The Mudcat Café TM
Thread #148640   Message #3453781
Posted By: Peter K (Fionn)
18-Dec-12 - 10:31 AM
Thread Name: 1984 UK Miners Strike discussion (relocated)
Subject: RE: 1984 UK Miners Strike discussion (relocated)
Having known Michael McGahey pretty well, I can say unequivocally that he had no time at all for Scargill. But, as far as I know, he never spoke out against him, nor broke with him before and during the strike, though his intervention could have ended the nonsense there and then. His only disagreement with Scargill that became public was when he urged NUM/UDM rapprochement after the strike, and an end to the bitterness, on the basis that the industry was not big enough for two unions. Scargill wouldn't hear of it, but then he was never big enough to let common sense outweigh his bitterness.

Here's a bit more history, if anyone's interested.

Scargill first achieved national notoriety in 1970. A national ballot had fallen just short of the two-thirds majority then required under NUM rules. Rather than respect that outcome, Scargill - then NUM leader in Yorkshire - instigated wildcat strikes. The bar had been set ridiculously high, at a time when no other major union required any ballot at all, and was immediately revised down to 55 per cent.

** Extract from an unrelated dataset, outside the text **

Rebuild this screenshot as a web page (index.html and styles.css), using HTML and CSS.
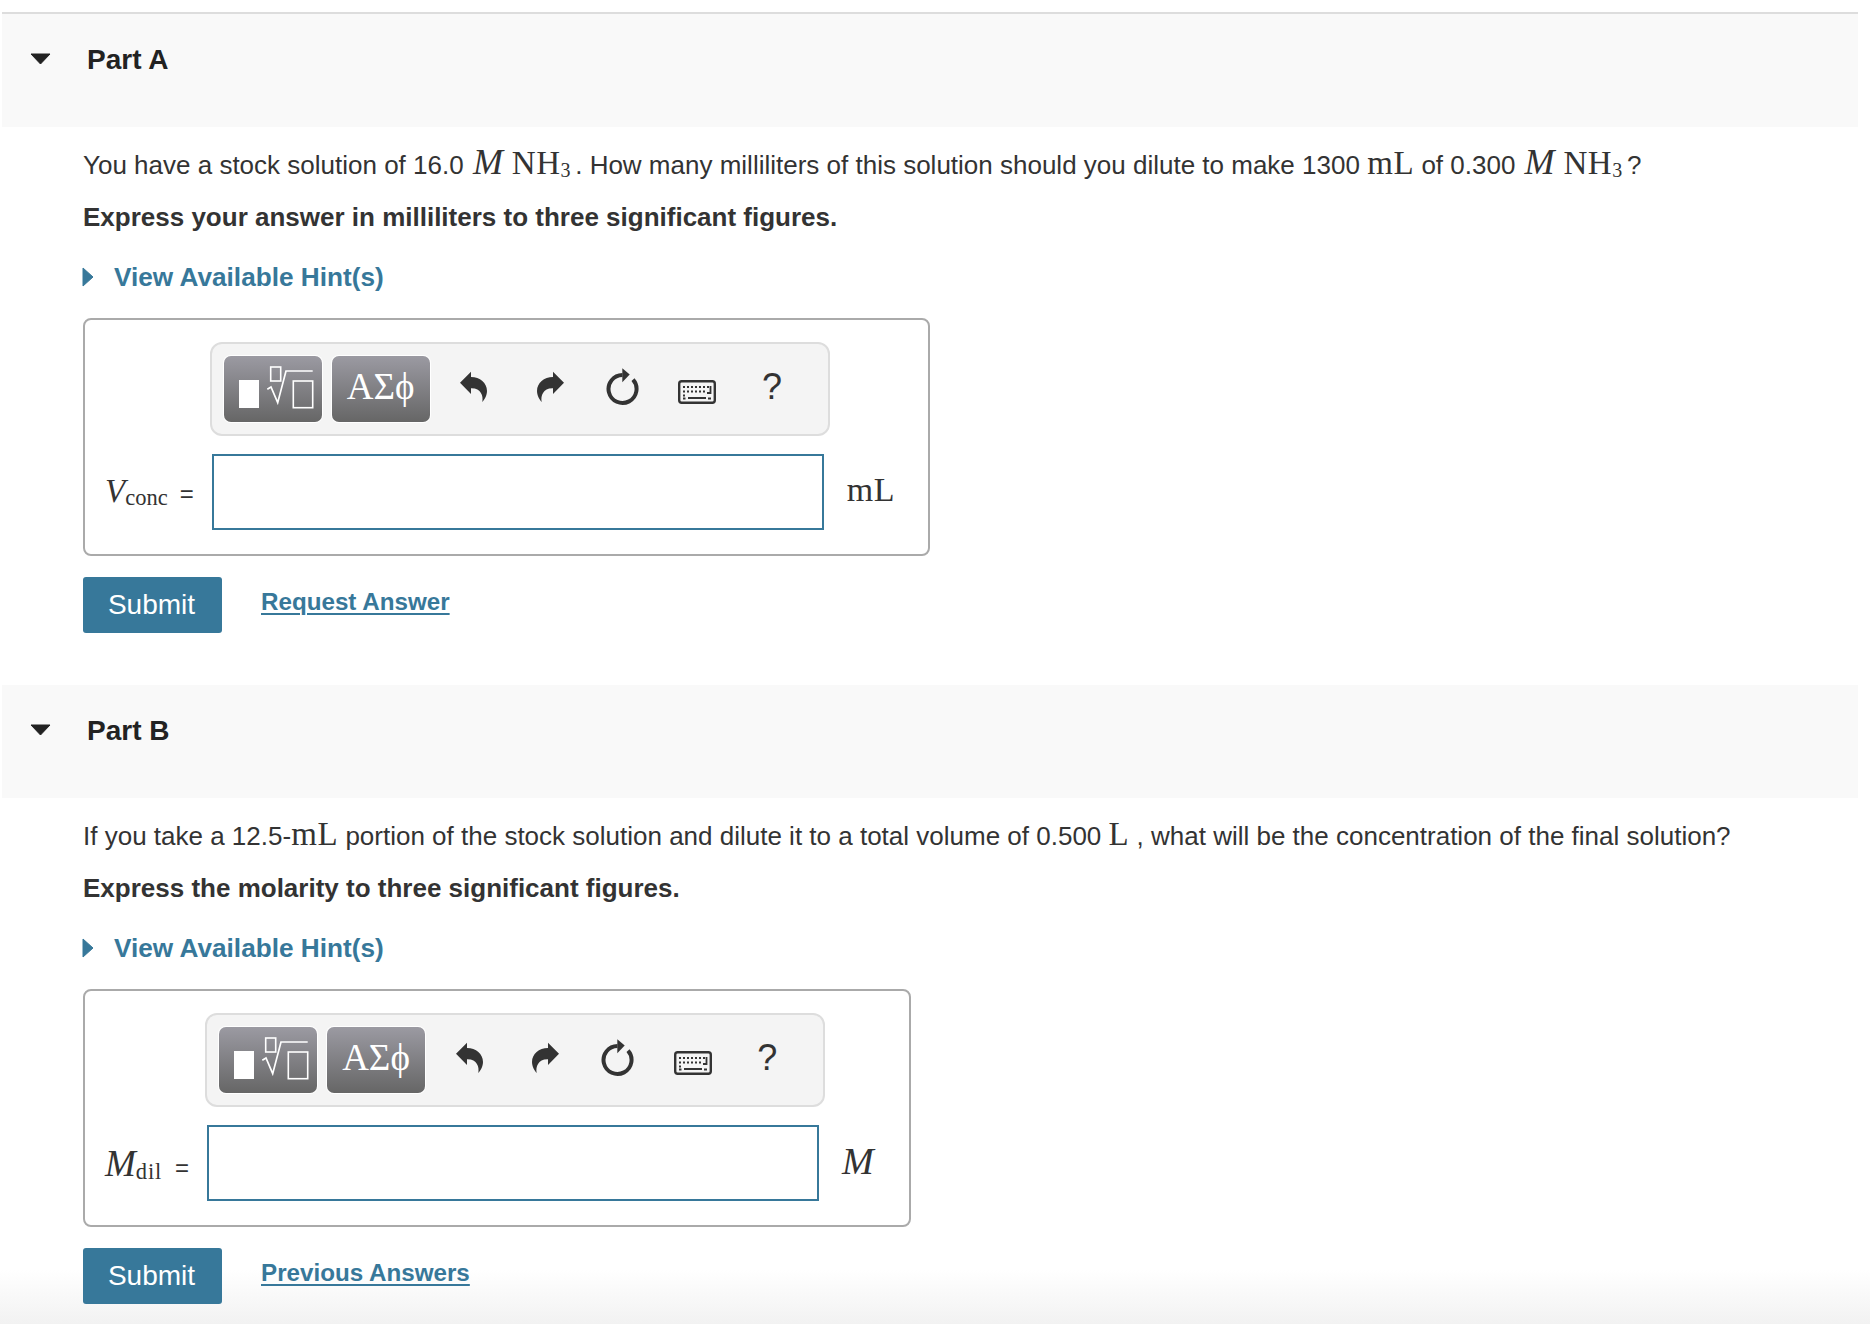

Meanwhile National Coal Board chairman Lord Robens had been working to eradicate pit-head bargaining, whereby pay and conditions were negotiated at each of 600-plus individual collieries, sometimes pitching local workforces against each other. That had given Nottinghamshire miners the best rewards in the industry, thanks largely to the coalfield having the newest equipment and thickest coal seams. The switch to national pay structures required Notts miners to mark time while the rest of the industry caught up. As a result, the NUM - never previously strong - gained its biggest negotiating weapon: national collective bargaining. You could say it was Nottinghamshire's gift to the union.

Following the union's rules revision, members were balloted again in 1972. Fewer voted for a strike than in the previous ballot, but the required 55 per cent was narrowly exceeded. Many miners in Nottinghamshire had voted against, but in marked contrast with Scargill's earlier behaviour, every single one of them respected the outcome. The resulting strike was 100 per cent solid and led to the biggest settlement ever won through industrial action in the UK, then or now.

By 1984 Scargill was the national president. He had embarrassed himself with immediate calls for action - an overtime ban in Wales for instance - which attracted little support and achieved nothing. I'm sure it was those experiences that led him to wriggle out of a ballot for a national strike in 1984. And wriggle he did. Thanks to lightweight members of the national executive who had fallen under his spell and McGahey's unshakeable loyalty to the NUM and whoever was leading it, he got his way.

I was fortunate to count some on the left of the NUM leadership among my friends, including its leader in the militant Kent coalfield, Jack Dunn, and the former - and sadly late - general secretary Lawrence Daly. Likewise I have nothing but admiration for the NUM members in Nottinghamshire who stayed loyal. But I have always understood the position of those who refused to support a strike that had no mandate from the membership.

The result was a catastrophic episode for the trade-union movement, that divided families, and in my case divided me.